The rule provides two configurable execution options that control when and how frequently it fires:
Execute on Changes Only: When enabled, the rule only outputs a result when the highest price within the lookback period changes. This prevents unnecessary downstream rule executions when the highest price remains stable. When disabled, the rule outputs the current highest price on every input regardless of whether it has changed.
Latest Price is Highest: When enabled, the rule only executes if the most recently received price is the highest in the lookback period, making it ideal for triggering actions only when new price highs are reached. When disabled, the rule executes whenever the highest price changes, regardless of whether the change was caused by the latest input or by an old value falling out of the lookback window.
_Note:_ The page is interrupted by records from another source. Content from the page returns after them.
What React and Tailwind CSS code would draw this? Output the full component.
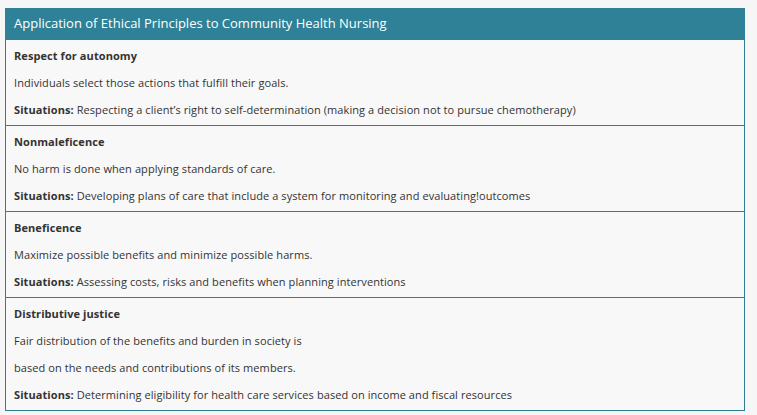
import React from 'react';

const principles = [
  {
    title: 'Respect for autonomy',
    lines: ['Individuals select those actions that fulfill their goals.'],
    situation: 'Respecting a client’s right to self-determination (making a decision not to pursue chemotherapy)',
  },
  {
    title: 'Nonmaleficence',
    lines: ['No harm is done when applying standards of care.'],
    situation: 'Developing plans of care that include a system for monitoring and evaluating!outcomes',
  },
  {
    title: 'Beneficence',
    lines: ['Maximize possible benefits and minimize possible harms.'],
    situation: 'Assessing costs, risks and benefits when planning interventions',
  },
  {
    title: 'Distributive justice',
    lines: [
      'Fair distribution of the benefits and burden in society is',
      'based on the needs and contributions of its members.',
    ],
    situation: 'Determining eligibility for health care services based on income and fiscal resources',
  },
];

const App = () => {
  return (
    <div
      className="min-h-[415px] w-[757px] bg-[#f6f6f6] pt-2 pl-[5px]"
      style={{ fontFamily: '"Open Sans", "Noto Sans", sans-serif' }}
    >
      <div className="w-[740px] bg-[#f8f8f8]">
        {/* Header */}
        <div className="h-[31px] bg-[#2e8196] px-[9px] text-[13px] leading-[31px] text-white">
          Application of Ethical Principles to Community Health Nursing
        </div>
        <div className="border-x border-b border-[#2f8095]">
          {principles.map((p) => (
            <div
              key={p.title}
              className="border-t border-[#2f8095] px-2 py-[2px] text-[11px] leading-[27px] tracking-[0.08px] text-[#333]"
            >
              <div className="font-bold">{p.title}</div>
              {p.lines.map((line) => (
                <div key={line}>{line}</div>
              ))}
              <div>
                <span className="font-bold">Situations:</span> {p.situation}
              </div>
            </div>
          ))}
        </div>
      </div>
    </div>
  );
};

export default App;
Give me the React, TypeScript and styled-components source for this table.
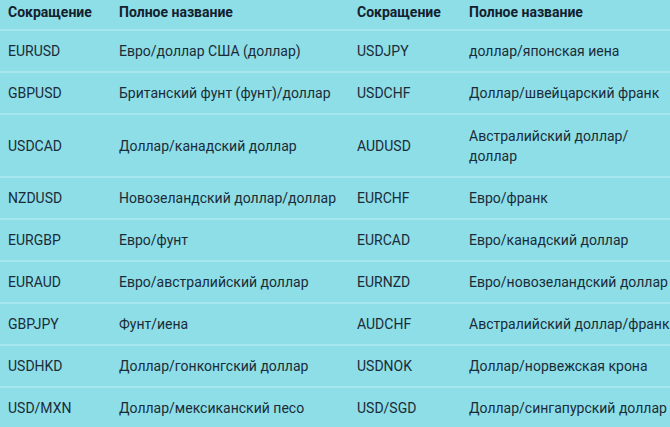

This rule is particularly useful for breakout strategies, resistance level detection, trailing stop calculations, and any strategy that needs to respond when prices reach new highs within a specific period.
Inputs
| Parameter | Description | Required | Default |
|---|---|---|---|
| Price | The latest price input to be compared with previous prices to determine the highest price. This is the new price value that gets added to the analysis on each evaluation. | Yes | — |
| Lookback Period | The number of recent price inputs to consider when determining the highest price. Set to 0 for unlimited lookback (all-time high), or a positive number for a rolling window. For example, a value of 5 considers only the most recent 5 price inputs. | No | 0 |
| Latest Price is Highest | Controls when the rule executes. When true, the rule only fires if the most recently received price is the highest in the lookback period. When false, the rule fires whenever the highest price changes for any reason. | Yes | true |
| Execute on Changes Only | Controls execution frequency. When true, the rule only fires when the highest price in the lookback period changes. When false, the rule fires on every price input even if the highest price has not changed. | Yes | true |
Outputs
| Output | Description |
|---|---|
| Highest Price | The highest price value identified within the specified lookback period based on the configured criteria. This value updates as new highs are reached or as old highs fall outside the rolling window. |
Tips
Use an unlimited lookback (period 0) when you need to track the absolute highest price since the strategy started—perfect for calculating trailing stops from the all-time high. Use a limited lookback when you need a rolling high, such as tracking the highest price over the last 20 data points for dynamic resistance levels. Enable “Latest Price is Highest” when you only want to trigger actions at the moment a new high is reached, which is ideal for breakout strategies.